◆ **PROBLEM**
Write the lines out exactly as they stand, from the one containing "Give me the" through the one containing "const options = ['MODIFY', 'SET", and only those. Omit pictures.

◆ **RECORDS SUPPLIED**
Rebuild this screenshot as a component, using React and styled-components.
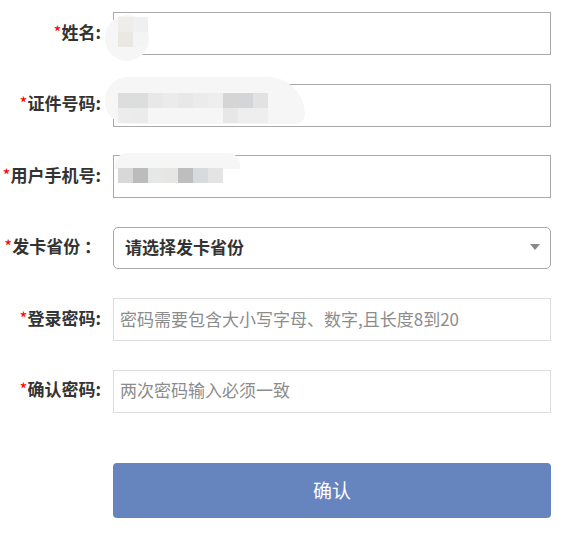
import React from "react";
import styled, { createGlobalStyle } from "styled-components";

const GlobalStyle = createGlobalStyle`
  body {
    margin: 0;
    background: #fff;
    font-family: "Noto Sans CJK SC", "Noto Sans", sans-serif;
  }
`;

const Form = styled.form`
  display: flex;
  flex-direction: column;
  gap: 28.5px;
  padding: 12px 0 0 0;
  width: 551px;
`;

const Row = styled.div`
  display: grid;
  grid-template-columns: 101px 438px;
  column-gap: 12px;
  align-items: center;
  height: 43px;
`;

const Label = styled.label`
  text-align: right;
  white-space: nowrap;
  font-size: 17px;
  font-weight: 700;
  color: #333;
  line-height: 1;
  margin-top: -5px;
`;

const Star = styled.span`
  color: #f00;
  font-weight: 400;
`;

const Field = styled.div`
  position: relative;
  height: 43px;
`;

const Input = styled.input`
  box-sizing: border-box;
  width: 100%;
  height: 100%;
  margin: 0;
  padding: 0 6px 3px;
  border: 1px solid ${(p) => (p.$light ? "#dddddd" : "#a9a9a9")};
  border-radius: 0;
  outline: none;
  background: #fff;
  font-family: "Noto Sans CJK SC", sans-serif;
  font-size: 17px;
  color: #333;
  &::placeholder {
    color: #8c8c8c;
  }
`;

const Select = styled.div`
  box-sizing: border-box;
  height: 42px;
  display: flex;
  align-items: center;
  justify-content: space-between;
  padding: 0 10px 4px 11px;
  border: 1px solid #a9a9a9;
  border-radius: 5px;
  font-size: 17px;
  font-weight: 700;
  color: #333;
`;

const Caret = styled.span`
  width: 0;
  height: 0;
  border-left: 5px solid transparent;
  border-right: 5px solid transparent;
  border-top: 6px solid #888;
  margin-top: 1px;
`;

const Blob = styled.div`
  position: absolute;
  background: #f6f6f6;
  pointer-events: none;
`;

const Mosaic = styled.div`
  position: absolute;
  display: grid;
  grid-auto-flow: column;
  grid-template-rows: repeat(${(p) => p.$rows}, 15px);
  grid-auto-columns: 15px;
  pointer-events: none;
`;

const Cell = styled.span`
  display: block;
`;

const Button = styled.button`
  margin: 22px 0 0 113px;
  width: 438px;
  height: 55px;
  padding-bottom: 3px;
  border: none;
  border-radius: 4px;
  background: #6685be;
  color: #fff;
  font-family: "Noto Sans CJK SC", sans-serif;
  font-size: 19px;
  cursor: pointer;
`;

function Cells({ cols }) {
  return cols.map((c, i) => (
    <Cell key={i} style={{ background: c || "transparent" }} />
  ));
}

export default function App() {
  return (
    <>
      <GlobalStyle />
      <Form onSubmit={(e) => e.preventDefault()}>
        <Row>
          <Label>
            <Star>*</Star>姓名:
          </Label>
          <Field>
            <Input />
            <Blob style={{ left: -8, top: 3, width: 44, height: 46, borderRadius: "50%" }} />
            <Mosaic $rows={2} style={{ left: 5, top: 5 }}>
              <Cells cols={["#efede9", "#eae8e3", "#eef0f2", "#f2f4f6"]} />
            </Mosaic>
          </Field>
        </Row>
        <Row>
          <Label>
            <Star>*</Star>证件号码:
          </Label>
          <Field>
            <Input />
            <Blob style={{ left: -8, top: -7, width: 200, height: 47, borderRadius: "24px 40px 10px 24px" }} />
            <Mosaic $rows={2} style={{ left: 5, top: 9 }}>
              <Cells
                cols={[
                  "#dddddd", "#ececec", "#dcdedd", "#ebebeb", "#e8e8e8", null,
                  "#ebebeb", null, "#e8e8e8", null, "#ebebeb", null, "#eeeeee", null,
                  "#d5d5d5", "#e7e7e7", "#d4d5d8", "#eeeeee", "#e2e2e2", "#eeeeee",
                ]}
              />
            </Mosaic>
          </Field>
        </Row>
        <Row>
          <Label>
            <Star>*</Star>用户手机号:
          </Label>
          <Field>
            <Input />
            <Blob style={{ left: 2, top: -2, width: 125, height: 16, borderRadius: "12px 12px 0 0" }} />
            <Mosaic $rows={1} style={{ left: 5, top: 13 }}>
              <Cells
                cols={["#d8d8d8", "#bcbcbc", "#e6e8e8", "#e6e6e4", "#bebebe", "#d8dadc", "#e4e4e4"]}
              />
            </Mosaic>
          </Field>
        </Row>
        <Row>
          <Label>
            <Star>*</Star>发卡省份 ：
          </Label>
          <Select>
            请选择发卡省份
            <Caret />
          </Select>
        </Row>
        <Row>
          <Label>
            <Star>*</Star>登录密码:
          </Label>
          <Field>
            <Input $light type="password" placeholder="密码需要包含大小写字母、数字,且长度8到20" />
          </Field>
        </Row>
        <Row>
          <Label>
            <Star>*</Star>确认密码:
          </Label>
          <Field>
            <Input $light type="password" placeholder="两次密码输入必须一致" />
          </Field>
        </Row>
        <Button type="submit">确认</Button>
      </Form>
    </>
  );
}
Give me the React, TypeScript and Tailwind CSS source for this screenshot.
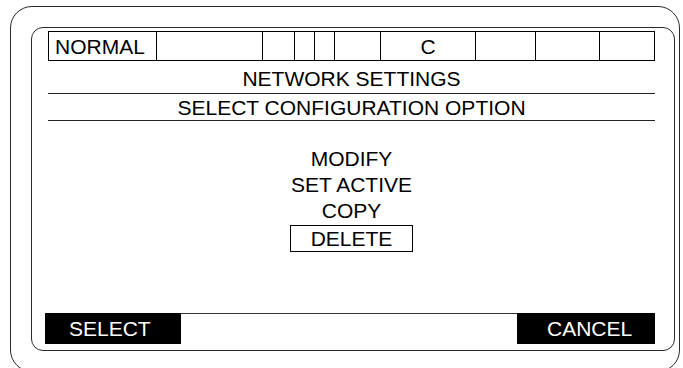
export default function App() {
  const cells = [
    { w: 'w-[108px]', label: 'NORMAL', align: 'justify-start pl-[6px]' },
    { w: 'w-[106px]', label: '' },
    { w: 'w-[32px]', label: '' },
    { w: 'w-[20px]', label: '' },
    { w: 'w-[20px]', label: '' },
    { w: 'w-[46px]', label: '' },
    { w: 'w-[95px]', label: 'C', align: 'justify-center' },
    { w: 'w-[60px]', label: '' },
    { w: 'w-[64px]', label: '' },
    { w: 'w-[55px]', label: '' },
  ]

  const options = ['MODIFY', 'SET ACTIVE', 'COPY']

  return (
    <div
      className="w-[683px] h-[368px] bg-white overflow-hidden text-black text-[21px]"
      style={{ fontFamily: '"Liberation Sans", Arial, sans-serif' }}
    >
      {/* Outer bezel */}
      <div className="ml-[10px] mt-[6px] w-[670px] h-[366px] rounded-[22px] border border-[#2a2a2a] pl-[20px] pt-[20px]">
        {/* Screen */}
        <div className="w-[644px] h-[324px] rounded-[12px] border border-[#2a2a2a] flex flex-col pl-[13px] pr-[19px] pt-[3px]">
          {/* Status row */}
          <div className="ml-[3px] flex h-[30px] border-t border-b border-r border-black">
            {cells.map((c, i) => (
              <div key={i} className={`${c.w} shrink-0 border-l border-black flex items-center ${c.align ?? ''} leading-none`}>
                {c.label}
              </div>
            ))}
          </div>

          {/* Title */}
          <div className="ml-[3px] h-[33px] flex items-center justify-center border-b border-[#222] leading-none pt-[2px]">
            NETWORK SETTINGS
          </div>
          <div className="ml-[3px] h-[27px] flex items-center justify-center border-b border-[#222] leading-none pt-[1px]">
            SELECT CONFIGURATION OPTION
          </div>

          {/* Options */}
          <div className="ml-[3px] mt-[25px] flex flex-col items-center leading-[26px]">
            {options.map((o) => (
              <div key={o}>{o}</div>
            ))}
            <div className="mt-[1px] w-[123px] h-[27px] border border-black flex items-center justify-center leading-none">
              DELETE
            </div>
          </div>

          {/* Softkeys */}
          <div className="mt-auto mb-[6px] flex h-[31px] leading-none">
            <div className="w-[136px] bg-black text-white flex items-center pl-[24px]">SELECT</div>
            <div className="flex-1 border-t border-[#333]" />
            <div className="w-[138px] bg-black text-white flex items-center pl-[30px]">CANCEL</div>
          </div>
        </div>
      </div>
    </div>
  )
}
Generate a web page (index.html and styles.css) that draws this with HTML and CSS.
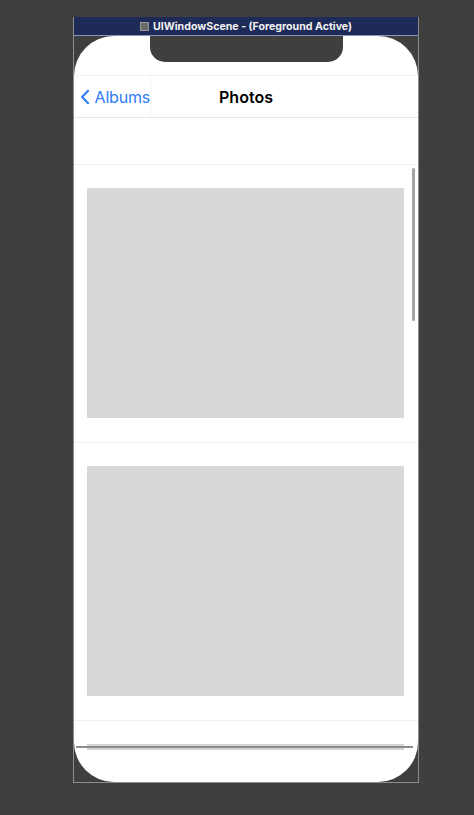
FILE: index.html
```html
<!DOCTYPE html>
<html lang="en">
<head>
    <meta charset="UTF-8">
    <meta name="viewport" content="width=device-width, initial-scale=1.0">
    <title>Photos</title>
    <link rel="stylesheet" href="styles.css">
</head>
<body>
<div class="window">
    <!-- title bar of the scene window -->
    <div class="titlebar">
        <span class="title-icon"></span>
        <span class="title-text">UIWindowScene - (Foreground Active)</span>
    </div>
    <div class="screen">
        <div class="notch"></div>
        <div class="status"></div>
        <div class="navbar">
            <div class="back">
                <svg class="chevron" width="13" height="20" viewBox="0 0 13 20">
                    <path d="M11 1.5 L2.8 10 L11 18.5" fill="none" stroke="#2f7cf6" stroke-width="2.8" stroke-linecap="round" stroke-linejoin="round"/>
                </svg>
                <span>Albums</span>
            </div>
            <div class="nav-title">Photos</div>
        </div>
        <div class="header-cell"></div>
        <!-- photo cells -->
        <div class="cell"><div class="photo"></div></div>
        <div class="cell"><div class="photo"></div></div>
        <div class="rest"></div>
        <div class="scroll-v"></div>
        <div class="scroll-h"><div class="scroll-h-line"></div></div>
    </div>
</div>
</body>
</html>
```
FILE: styles.css
```css
body {
    margin: 0;
    padding: 0;
    background-color: #3f3f3f;
    font-family: Inter, "Liberation Sans", sans-serif;
}

.window {
    margin: 17px 0 0 73px;
    width: 344px;
    border: 1px solid #8c8c8c;
    border-top: none;
    background-color: #3f3f3f;
}

.titlebar {
    height: 19px;
    background-color: #1e2a58;
    border-bottom: 1px solid #8f97b5;
    display: flex;
    align-items: center;
    justify-content: center;
    gap: 4px;
    padding-top: 1px;
    box-sizing: border-box;
    color: #f2f2f2;
    font-size: 10.6px;
    font-weight: 700;
}

.title-icon {
    width: 7px;
    height: 7px;
    border: 1px solid #9a9a9a;
    background-color: #6a6a6a;
}

.screen {
    position: relative;
    height: 746px;
    background-color: #fff;
    border-radius: 40px;
    overflow: hidden;
    display: flex;
    flex-direction: column;
}

.notch {
    position: absolute;
    left: 76px;
    top: 0;
    width: 193px;
    height: 26px;
    background-color: #3f3f3f;
    border-radius: 0 0 15px 15px;
}

.status {
    height: 39px;
    border-bottom: 1px solid #f3f3f3;
}

.navbar {
    height: 41px;
    border-bottom: 1px solid #e6e6e6;
    display: flex;
    align-items: center;
    position: relative;
}

.back {
    width: 77px;
    height: 100%;
    display: flex;
    align-items: center;
    gap: 5px;
    padding-left: 6px;
    box-sizing: border-box;
    border-right: 1px solid #f4f4f4;
    color: #2f7cf6;
    font-size: 16px;
    letter-spacing: -0.2px;
}

.nav-title {
    position: absolute;
    left: 0;
    right: 0;
    text-align: center;
    font-size: 16px;
    font-weight: 600;
    color: #000;
    pointer-events: none;
}

.header-cell {
    height: 46px;
    border-bottom: 1px solid #f0f0f0;
}

.cell {
    padding: 23px 14px 24px 13px;
    border-bottom: 1px solid #f0f0f0;
}

.photo {
    height: 230px;
    background-color: #d8d8d8;
}

.rest {
    flex: 1;
}

.scroll-v {
    position: absolute;
    right: 3px;
    top: 132px;
    width: 3px;
    height: 153px;
    border-radius: 2px;
    background-color: #a3a3a3;
}

.scroll-h {
    position: absolute;
    left: 2px;
    right: 5px;
    top: 708px;
    height: 6px;
}

.scroll-h::before {
    content: "";
    position: absolute;
    left: 11px;
    right: 9px;
    top: 0;
    height: 6px;
    background-color: #d4d4d4;
}

.scroll-h-line {
    position: absolute;
    left: 0;
    right: 0;
    top: 2px;
    height: 2px;
    background-color: #8e8e8e;
}
```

◆ **TASK OUTPUT**
Give me the React, TypeScript and Tailwind CSS source for this screenshot.
export default function App() {
  const cells = [
    { w: 'w-[108px]', label: 'NORMAL', align: 'justify-start pl-[6px]' },
    { w: 'w-[106px]', label: '' },
    { w: 'w-[32px]', label: '' },
    { w: 'w-[20px]', label: '' },
    { w: 'w-[20px]', label: '' },
    { w: 'w-[46px]', label: '' },
    { w: 'w-[95px]', label: 'C', align: 'justify-center' },
    { w: 'w-[60px]', label: '' },
    { w: 'w-[64px]', label: '' },
    { w: 'w-[55px]', label: '' },
  ]

  const options = ['MODIFY', 'SET ACTIVE', 'COPY']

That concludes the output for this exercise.